Setting Yourself up for Success
After filling our heads full of great theoretical ideas to promote well-being, Professor Laurie Santos starts priming us for full implementation. As we have already learned, happiness is not derived from a one-time pill. Those of you who watched “Brain Candy” featuring Canada’s beloved Kids in the Hall will remember the perils of “Gleemonex”. Hmm, an R-rated Canadian film from 25 years ago that did a whopping $2.6 million at the box office? I think I need to start updating my cultural references.
The environment we create can influence our actions greatly. First of all, we need to fix our bad environments. I will use potato chips as my example. They are both evil and delicious. Bad idea: put them in a bowl and leave them out where I can pass by and take “just a few” (flash forward to weeping man on floor, wiping crumbs out of empty bowl with finger, love handles expanding under straining t-shirt fabric as the camera zooms in on waistline). Best idea: keep potato chips out of the house. You have to put pants on to walk over to the corner store, or so I am told.

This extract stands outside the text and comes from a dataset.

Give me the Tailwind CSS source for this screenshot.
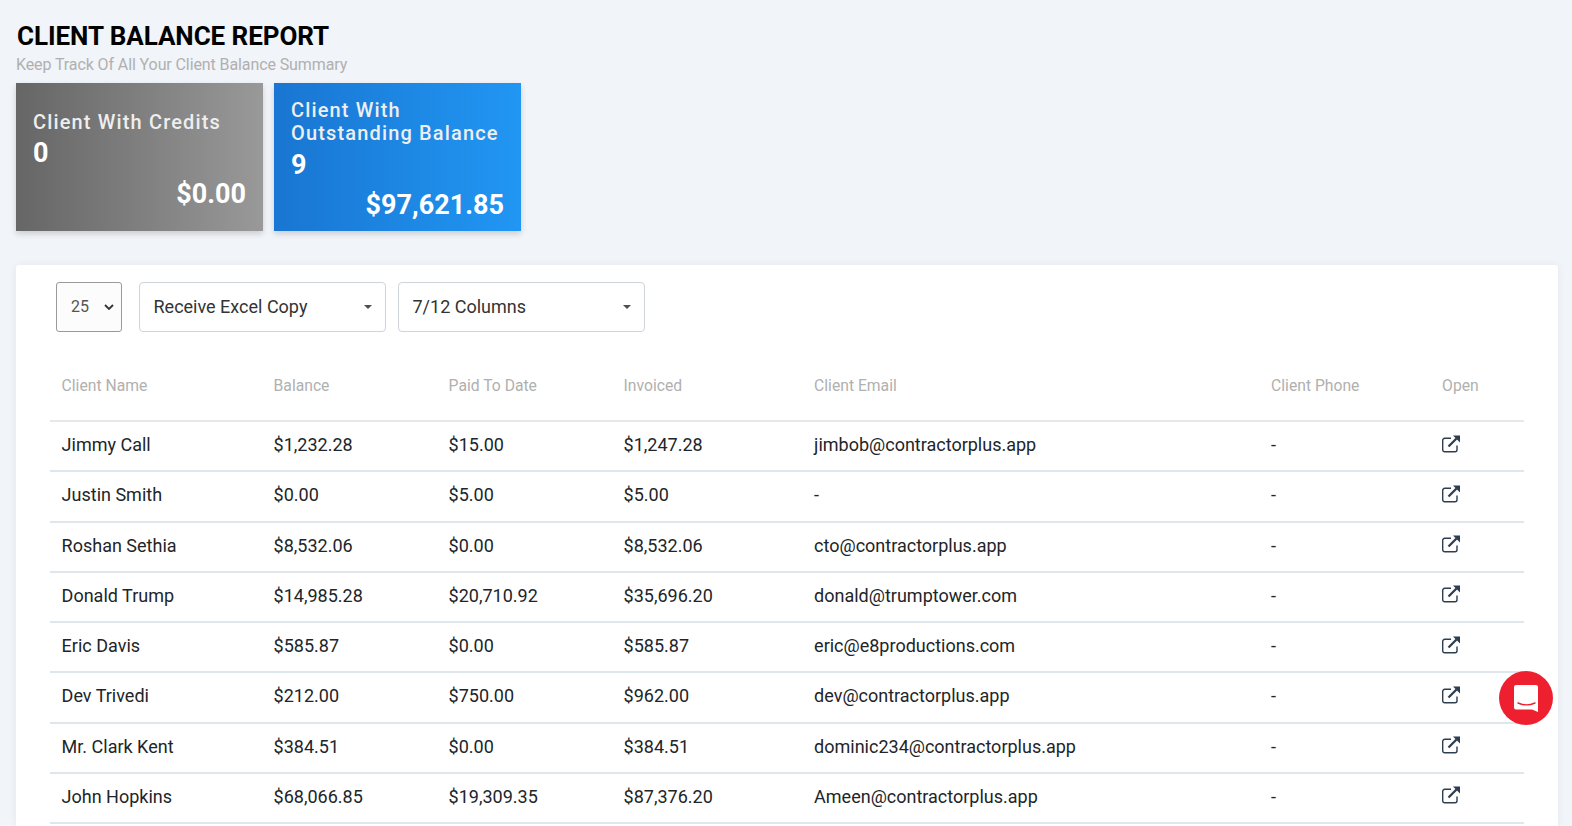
<!doctype html>
<html><head><meta charset="utf-8"><script src="https://cdn.jsdelivr.net/npm/@tailwindcss/browser@4"></script></head>
<body class="h-[826px] overflow-hidden bg-[#f1f4f9] font-['Roboto',sans-serif]">
<div class="px-4 pt-[19px]">
<h1 class="text-[26px] leading-[34px] font-bold text-black tracking-[-0.06px] pl-[1px]">CLIENT BALANCE REPORT</h1>
<p class="text-base leading-[22px] mt-[1px] text-[#b0b0b0] tracking-[-0.1px]">Keep Track Of All Your Client Balance Summary</p>
<div class="flex gap-[11px] mt-[7px]">
<div class="w-[247px] h-[148px] px-[17px] pt-[9px] flex flex-col justify-center text-white bg-gradient-to-r from-[#666666] to-[#999999] shadow-[0_3px_6px_rgba(0,0,0,0.16)]">
<div class="text-[20px] leading-[23px] font-medium tracking-[1.15px] text-[#eeeeee]">Client With Credits</div>
<div class="text-[27px] leading-[36px] font-bold mt-[1px]">0</div>
<div class="text-[27px] leading-[36px] font-bold text-right mt-[5px]">$0.00</div>
</div>
<div class="w-[247px] h-[148px] px-[17px] pt-[7px] flex flex-col justify-center text-white bg-gradient-to-r from-[#1976d2] to-[#2196f3] shadow-[0_3px_6px_rgba(0,0,0,0.16)]">
<div class="text-[20px] leading-[23px] font-medium tracking-[1.15px] text-[#eeeeee]">Client With<br>Outstanding Balance</div>
<div class="text-[27px] leading-[36px] font-bold mt-[2px]">9</div>
<div class="text-[27px] leading-[36px] font-bold text-right mt-[4px]">$97,621.85</div>
</div>
</div>
</div>
<div class="mx-4 mt-[34px] mr-[14px] h-[561px] overflow-hidden bg-white rounded-t-[3px] shadow-[0_0_8px_rgba(0,0,0,0.06)] px-[34px] pt-[17px]">
<div class="flex items-center pl-[6px]">
<div class="w-[66px] h-[50px] flex items-center justify-between pl-[14px] pr-[7px] bg-[#fcfcfc] border border-[#9a9a9a] rounded-[3px] text-base text-[#555555]">25
<svg class="w-[10px] h-[6px]" viewBox="0 0 10 6" fill="none" stroke="#333" stroke-width="1.8"><path d="M1 1l4 4 4-4"/></svg></div>
<div class="ml-[17px] w-[247px] h-[50px] flex items-center justify-between pl-[13.5px] pr-[13px] bg-white border border-[#ced4da] rounded-[4px] text-[18px] text-[#333333]"><span class="pb-[2px]">Receive Excel Copy</span><span class="w-0 h-0 border-x-[4px] border-x-transparent border-t-[4px] border-t-[#495057]"></span></div>
<div class="ml-[12px] w-[247px] h-[50px] flex items-center justify-between pl-[13.5px] pr-[13px] bg-white border border-[#ced4da] rounded-[4px] text-[18px] text-[#333333]"><span class="pb-[2px]">7/12 Columns</span><span class="w-0 h-0 border-x-[4px] border-x-transparent border-t-[4px] border-t-[#495057]"></span></div>
</div>
<table class="mt-[22px] w-[1474px] table-fixed border-collapse text-[18px] text-[#212529]">
<colgroup><col class="w-[212px]"><col class="w-[175px]"><col class="w-[175px]"><col class="w-[190.5px]"><col class="w-[457px]"><col class="w-[171px]"><col></colgroup>
<thead><tr class="h-[67px] border-b-2 border-[#e8e8e8] text-left text-[15.7px] text-[#b0b0b0] [&_th]:font-normal [&_th]:pl-[11.6px] [&_th]:pb-[2px]">
<th>Client Name</th><th>Balance</th><th>Paid To Date</th><th>Invoiced</th><th>Client Email</th><th>Client Phone</th><th>Open</th></tr></thead>
<tbody class="[&_td]:pl-[11.6px] [&_td]:pb-[3px] [&_tr]:h-[50.25px] [&_tr]:border-b-2 [&_tr]:border-[#dee6ee]">
<tr><td>Jimmy Call</td><td>$1,232.28</td><td>$15.00</td><td>$1,247.28</td><td>jimbob@contractorplus.app</td><td>-</td><td><svg class="w-[18px] h-[18px] -translate-y-[1px]" viewBox="0 0 18 18" fill="none" stroke="#2c3e50" stroke-width="1.4"><path d="M15 10.5v4.3a2 2 0 0 1-2 2H2.7a2 2 0 0 1-2-2V5.3a2 2 0 0 1 2-2H9"/><path d="M6.5 11.5L14.5 3.5" stroke-width="2.3"/><path d="M11 .5h7v7z" fill="#2c3e50" stroke="none"/></svg></td></tr>
<tr><td>Justin Smith</td><td>$0.00</td><td>$5.00</td><td>$5.00</td><td>-</td><td>-</td><td><svg class="w-[18px] h-[18px] -translate-y-[1px]" viewBox="0 0 18 18" fill="none" stroke="#2c3e50" stroke-width="1.4"><path d="M15 10.5v4.3a2 2 0 0 1-2 2H2.7a2 2 0 0 1-2-2V5.3a2 2 0 0 1 2-2H9"/><path d="M6.5 11.5L14.5 3.5" stroke-width="2.3"/><path d="M11 .5h7v7z" fill="#2c3e50" stroke="none"/></svg></td></tr>
<tr><td>Roshan Sethia</td><td>$8,532.06</td><td>$0.00</td><td>$8,532.06</td><td>cto@contractorplus.app</td><td>-</td><td><svg class="w-[18px] h-[18px] -translate-y-[1px]" viewBox="0 0 18 18" fill="none" stroke="#2c3e50" stroke-width="1.4"><path d="M15 10.5v4.3a2 2 0 0 1-2 2H2.7a2 2 0 0 1-2-2V5.3a2 2 0 0 1 2-2H9"/><path d="M6.5 11.5L14.5 3.5" stroke-width="2.3"/><path d="M11 .5h7v7z" fill="#2c3e50" stroke="none"/></svg></td></tr>
<tr><td>Donald Trump</td><td>$14,985.28</td><td>$20,710.92</td><td>$35,696.20</td><td>donald@trumptower.com</td><td>-</td><td><svg class="w-[18px] h-[18px] -translate-y-[1px]" viewBox="0 0 18 18" fill="none" stroke="#2c3e50" stroke-width="1.4"><path d="M15 10.5v4.3a2 2 0 0 1-2 2H2.7a2 2 0 0 1-2-2V5.3a2 2 0 0 1 2-2H9"/><path d="M6.5 11.5L14.5 3.5" stroke-width="2.3"/><path d="M11 .5h7v7z" fill="#2c3e50" stroke="none"/></svg></td></tr>
<tr><td>Eric Davis</td><td>$585.87</td><td>$0.00</td><td>$585.87</td><td>eric@e8productions.com</td><td>-</td><td><svg class="w-[18px] h-[18px] -translate-y-[1px]" viewBox="0 0 18 18" fill="none" stroke="#2c3e50" stroke-width="1.4"><path d="M15 10.5v4.3a2 2 0 0 1-2 2H2.7a2 2 0 0 1-2-2V5.3a2 2 0 0 1 2-2H9"/><path d="M6.5 11.5L14.5 3.5" stroke-width="2.3"/><path d="M11 .5h7v7z" fill="#2c3e50" stroke="none"/></svg></td></tr>
<tr><td>Dev Trivedi</td><td>$212.00</td><td>$750.00</td><td>$962.00</td><td>dev@contractorplus.app</td><td>-</td><td><svg class="w-[18px] h-[18px] -translate-y-[1px]" viewBox="0 0 18 18" fill="none" stroke="#2c3e50" stroke-width="1.4"><path d="M15 10.5v4.3a2 2 0 0 1-2 2H2.7a2 2 0 0 1-2-2V5.3a2 2 0 0 1 2-2H9"/><path d="M6.5 11.5L14.5 3.5" stroke-width="2.3"/><path d="M11 .5h7v7z" fill="#2c3e50" stroke="none"/></svg></td></tr>
<tr><td>Mr. Clark Kent</td><td>$384.51</td><td>$0.00</td><td>$384.51</td><td>dominic234@contractorplus.app</td><td>-</td><td><svg class="w-[18px] h-[18px] -translate-y-[1px]" viewBox="0 0 18 18" fill="none" stroke="#2c3e50" stroke-width="1.4"><path d="M15 10.5v4.3a2 2 0 0 1-2 2H2.7a2 2 0 0 1-2-2V5.3a2 2 0 0 1 2-2H9"/><path d="M6.5 11.5L14.5 3.5" stroke-width="2.3"/><path d="M11 .5h7v7z" fill="#2c3e50" stroke="none"/></svg></td></tr>
<tr><td>John Hopkins</td><td>$68,066.85</td><td>$19,309.35</td><td>$87,376.20</td><td>Ameen@contractorplus.app</td><td>-</td><td><svg class="w-[18px] h-[18px] -translate-y-[1px]" viewBox="0 0 18 18" fill="none" stroke="#2c3e50" stroke-width="1.4"><path d="M15 10.5v4.3a2 2 0 0 1-2 2H2.7a2 2 0 0 1-2-2V5.3a2 2 0 0 1 2-2H9"/><path d="M6.5 11.5L14.5 3.5" stroke-width="2.3"/><path d="M11 .5h7v7z" fill="#2c3e50" stroke="none"/></svg></td></tr>
</tbody></table>
</div>
<button class="fixed left-[1499px] top-[671px] w-[54px] h-[54px] rounded-full bg-[#ee2030] flex items-center justify-center">
<svg class="w-[24px] h-[27px]" viewBox="0 0 24 27"><path d="M2 0h20a2 2 0 0 1 2 2v25l-6-2.500H2a2 2 0 0 1-2-2V2a2 2 0 0 1 2-2z" fill="#fff"/><path d="M4 18q8.500 3.800 17 0" fill="none" stroke="#ee2030" stroke-width="1.4" stroke-linecap="round"/></svg>
</button>
</body></html>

Promoting a healthy environment is the flip side of this concept. Just like we can alter the location of our chips, we can move healthier items like a bowl of fruit closer to us and keep it in plain sight. A wise teacher once told me: “if you aren’t hungry enough for an apple you aren’t hungry”. So wise and annoying when all you want is potato chips. Or we can park our car at the far end of the parking lot to squeeze in more daily steps as we hoof it to the office door.
Getting involved with a group with similar objectives, like a running group can help. You can also enlist “accountability partners”. If you are committing to write ten pages per week, make a deal with your friend that if you fall short you will give $50 to his preferred political party (which happens to fall on the “other” end of the political spectrum). That will give you some motivation.
Now that the stage is set, it is a matter of creating goals and plans to help you move toward the overall objective.
In terms of goal setting, specifics are a critical element. The brain loves wishy-washy wording (think typical New Year’s resolutions). Your brain loves to weasel out of commitments when you are feeling low on willpower. “I’m going to get in shape” is not very specific. “I will do a mix of cardio and weight training for a half hour at the gym next to my office, 10:00 am Monday, Wednesday and Friday”. That’s pretty specific.
Mental contrasting is a strategy to strengthen your goals. It involves picturing a positive outcome, then envisioning the obstacle that stands between you and that outcome. It is most important that the brain sees the positive outcome first, and “seizes on it” before the obstacle is considered. This creates more of a feeling of power, rather than hopelessness.
When it comes to implementation, setting a clear “if-then plan” is three times more effective in the achievement of harder to achieve goals. When trying to eat healthy, you might say “if birthday cake is served in the breakroom, then I will pop over to the café next door for a fruit salad”.
If you do happen to take the course, you might be as fascinated as I was by the video featuring Gabriele Oettingen. Oettingen describes a technique known simply as “WOOP”. It sounds like a magical way to trick the subconscious into doing more of the work of change for you. I will definitely be trying it out and will report back.
WOOP incorporates both mental contrasting and if-then planning. In WOOP, you identify a challenging but feasible wish, like control of your debt. Then you identify the ideal outcome, such as the relief you will feel with freedom from debt. You sit and really bask in the thought of that ideal situation. After that, you consider the main internal obstacle preventing you from fulfilling the wish. Perhaps it is the feeling of futility – because you can’t pay your debts off quickly. You make an if-then plan of action to overcome the obstacle. While it makes more financial sense to pay off higher interest rate debt first, some personal finance experts suggest it is best to go for the small wins like paying off your smallest debt first. So maybe you say: “If I am feeling it is futile, then I will put make an extra payment on my smallest debt.”
The week six rewirement was easy… a week off! The students were encouraged to take advantage of their newfound time affluence. In the interest of continuity I kept up most of my practices. It is far easier to keep momentum than to try and build it up again. This dovetails into the week seven plan which is to choose a well-being intervention and stick to it through week ten. As I have had such a tough time with the concept of meditation, I intend to shackle my brain to a meditation practice. With shackles of kindness, of course.